19. A method for manufacturing a semiconductor structure, comprising: (a) providing a semiconductor substrate comprising a first substrate, a second substrate on the first substrate, and a bonding layer between the first substrate and the second substrate;(b) forming a source region and a drain region in the second substrate and forming a gate structure on a first side of the second substrate;(c) adding a third substrate on the first side of the second substrate, wherein the second substrate is between the third substrate and the first substrate;(d) removing the first substrate and the bonding layer;(e) forming a first capacitor on a second side of the second substrate opposite from the first side, wherein the first capacitor is electrically connected to the source region.

20. The method of claim 19, wherein the semiconductor substrate further comprises an etch stop layer between the bonding layer and the second substrate, and the method further comprises (f) removing at least a portion of the etch stop layer before the step (e).

21. The method of claim 20, wherein the bonding layer comprises silicon oxide, and the etch stop layer comprises silicon nitride, silicon oxynitride, doped semiconductor material, undoped semiconductor material, metal, or conductive metal compound.

22. The method of claim 20, wherein the step (f) comprises forming an opening extending through the etch stop layer to expose the source region and forming a contact structure in the opening, and the step (e) comprises forming the first capacitor electrically connected to the contact structure.

23. The method of claim 19, wherein the second substrate comprises silicon, germanium, silicon germanium, gallium arsenide (GaAs), indium phosphide (InP), silicon carbide (SiC), or gallium nitride (GaN).

24. The method of claim 19 further comprising forming a dielectric layer on the second side of the second substrate after the step (d).

25. The method of claim 24 further comprising forming an opening extending through the dielectric layer to expose the source region and forming a contact structure in the opening, wherein the step (e) comprises forming the first capacitor electrically connected to the contact structure.
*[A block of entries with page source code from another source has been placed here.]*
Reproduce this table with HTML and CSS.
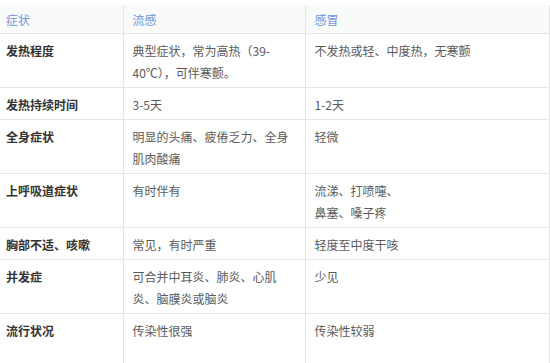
FILE: index.html
```html
<!DOCTYPE html>
<html lang="zh">
<head>
<meta charset="utf-8">
<link rel="stylesheet" href="styles.css">
</head>
<body>
<table class="cmp">
  <colgroup>
    <col class="c1"><col class="c2"><col class="c3">
  </colgroup>
  <thead>
    <tr><th>症状</th><th>流感</th><th>感冒</th></tr>
  </thead>
  <tbody>
    <tr><td class="lab">发热程度</td><td class="just">典型症状，常为高热（39-40℃），可伴寒颤。</td><td>不发热或轻、中度热，无寒颤</td></tr>
    <tr><td class="lab">发热持续时间</td><td>3-5天</td><td>1-2天</td></tr>
    <tr><td class="lab">全身症状</td><td>明显的头痛、疲倦乏力、全身肌肉酸痛</td><td>轻微</td></tr>
    <tr><td class="lab">上呼吸道症状</td><td>有时伴有</td><td>流涕、打喷嚏、<br>鼻塞、嗓子疼</td></tr>
    <tr><td class="lab">胸部不适、咳嗽</td><td>常见，有时严重</td><td>轻度至中度干咳</td></tr>
    <tr><td class="lab">并发症</td><td class="just">可合并中耳炎、肺炎、心肌炎、脑膜炎或脑炎</td><td>少见</td></tr>
    <tr class="last"><td class="lab">流行状况</td><td>传染性很强</td><td>传染性较弱</td></tr>
  </tbody>
</table>
</body>
</html>
```

FILE: styles.css
```css
html, body {
  margin: 0;
  padding: 0;
  background: #ffffff;
}
body {
  font-family: "Noto Sans CJK SC", "Noto Sans", sans-serif;
  font-size: 12px;
  color: #5a5a5a;
}
.cmp {
  margin-top: 5px;
  width: 549px;
  border-collapse: collapse;
  table-layout: fixed;
}
.c1 { width: 123px; }
.c2 { width: 182px; }
.c3 { width: 244px; }
.cmp th, .cmp td {
  text-align: left;
  vertical-align: top;
  line-height: 22px;
  border: 1px solid #e6e6e6;
}
.cmp th:first-child, .cmp td:first-child {
  border-left: none;
}
.cmp th {
  font-weight: normal;
  color: #7296de;
  background: #f9fafa;
  padding: 4px 8px 2px 9px;
  border-top: none;
}
.cmp td {
  padding: 6px 8px 3px 9px;
}
.cmp th:first-child, .cmp td:first-child {
  padding-left: 6px;
}
.cmp td:nth-child(2) {
  padding-right: 10px;
}
.lab {
  font-weight: bold;
  color: #333333;
}
.just {
  text-align: justify;
  text-justify: inter-character;
}
.last td {
  height: 60px;
}
```
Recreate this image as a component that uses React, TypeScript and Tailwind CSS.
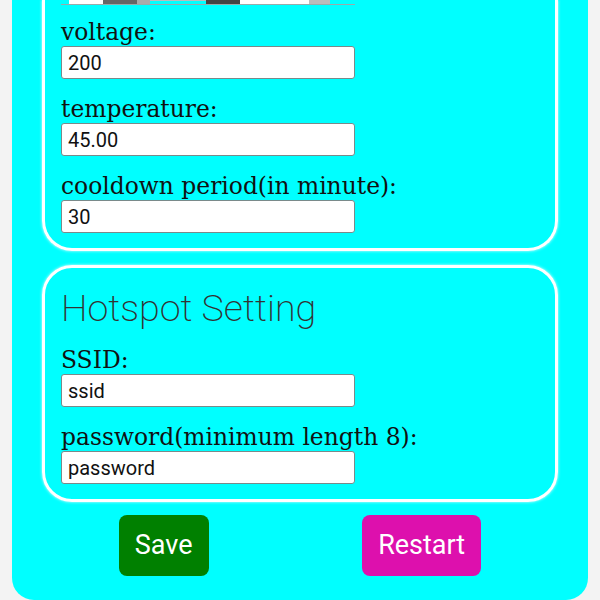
const serif = { fontFamily: '"DejaVu Serif", "Liberation Serif", serif' };

function Field({ label, value }: { label: string; value: string }) {
  return (
    <div className="mb-[16px] last:mb-0">
      <div className="text-[23.4px] leading-[28px] text-[#111]">{label}</div>
      <input
        defaultValue={value}
        className="block h-[33px] w-[294px] rounded-[3px] border border-[#7a8a8a] bg-white px-[6px] text-[20px] text-[#111] font-['Roboto',sans-serif] outline-none"
      />
    </div>
  );
}

export default function App() {
  return (
    <div className="min-h-[600px] bg-[#f3f3f3]">
      <div className="mx-3 rounded-b-[22px] bg-[#00ffff] px-[30px] pb-[24px]">
        {/* first card, top scrolled out of view */}
        <div className="rounded-b-[30px] border-[3px] border-t-0 border-white px-[16px] pb-[15px] shadow-[0_0_3px_rgba(255,255,255,0.9)]">
          <div className="flex h-[5px] w-[294px] items-start border-b border-[#9aa]">
            <div className="h-full w-[8px]" />
            <div className="h-full w-[34px] bg-white" />
            <div className="h-full w-[34px] bg-[#666]" />
            <div className="h-full w-[13px] bg-[#aaa]" />
            <div className="h-[1px] w-[56px] bg-[#bbb]" />
            <div className="h-full w-[34px] bg-[#444]" />
            <div className="h-full w-[69px] bg-white" />
            <div className="h-full w-[21px] bg-[#bbb]" />
          </div>
          <div className="mt-[13px]" style={serif}>
            <Field label="voltage:" value="200" />
            <Field label="temperature:" value="45.00" />
            <Field label="cooldown period(in minute):" value="30" />
          </div>
        </div>

        <div className="mt-[14px] rounded-[30px] border-[3px] border-white px-[16px] pt-[19px] pb-[15px] shadow-[0_0_3px_rgba(255,255,255,0.9)]">
          <h2 className="mb-[17px] text-[37.6px] leading-[42px] font-extralight text-[#333] font-['Roboto',sans-serif]">
            Hotspot Setting
          </h2>
          <div style={serif}>
            <Field label="SSID:" value="ssid" />
            <Field label="password(minimum length 8):" value="password" />
          </div>
        </div>

        <div className="mt-[13px] flex justify-around font-['Roboto',sans-serif]">
          <button className="h-[61px] rounded-[8px] bg-[#008000] px-[16px] text-[27px] text-white">Save</button>
          <button className="h-[61px] rounded-[8px] bg-[#dd10ad] px-[16px] text-[27px] text-white">Restart</button>
        </div>
      </div>
    </div>
  );
}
26. The method of claim 20, wherein the semiconductor substrate further comprises an intermediate layer between the etch stop layer and the second substrate.

27. The method of claim 26, wherein the intermediate layer comprises silicon oxide or low-k dielectric material.

28. The method of claim 26, wherein the step (f) comprises removing the etch stop layer to expose the intermediate layer.

29. The method of claim 26 further comprising forming an opening extending through the intermediate layer to expose the source region and forming a contact structure in the opening, wherein the step (e) comprises forming the first capacitor electrically connected to the contact structure.

30. The method of claim 19 further comprising forming interconnect structures on the first side of the second substrate before the step (c), wherein the interconnect structures are electrically connected to the drain region or the gate structure.

31. The method of claim 19 further comprising forming a second capacitor on the first side of the second substrate before the step (c), wherein the second capacitor is electrically connected to the source region.

32. The method of claim 19, wherein the step (d) comprises etching the bonding layer with a first etchant.

33. The method of claim 19, wherein the step (d) comprises completely removing the bonding layer of the semiconductor substrate.

34. The method of claim 20, wherein the step (f) comprises etching the etch stop layer with a second etchant.

35. The method of claim 19 further comprising (g) forming an isolation structure before the step (c).

36. The method of claim 35, wherein the step (g) comprises: (g1) removing a portion of the second substrate to form a trench extending through the second substrate;(g2) forming an etch stop layer on a bottom surface of the trench; and(g3) forming the isolation structure in the trench.

37. The method of claim 36, wherein the step (d) comprises: (d1) removing the first substrate to expose the bonding layer; and(d2) removing the bonding layer to expose the etch stop layer.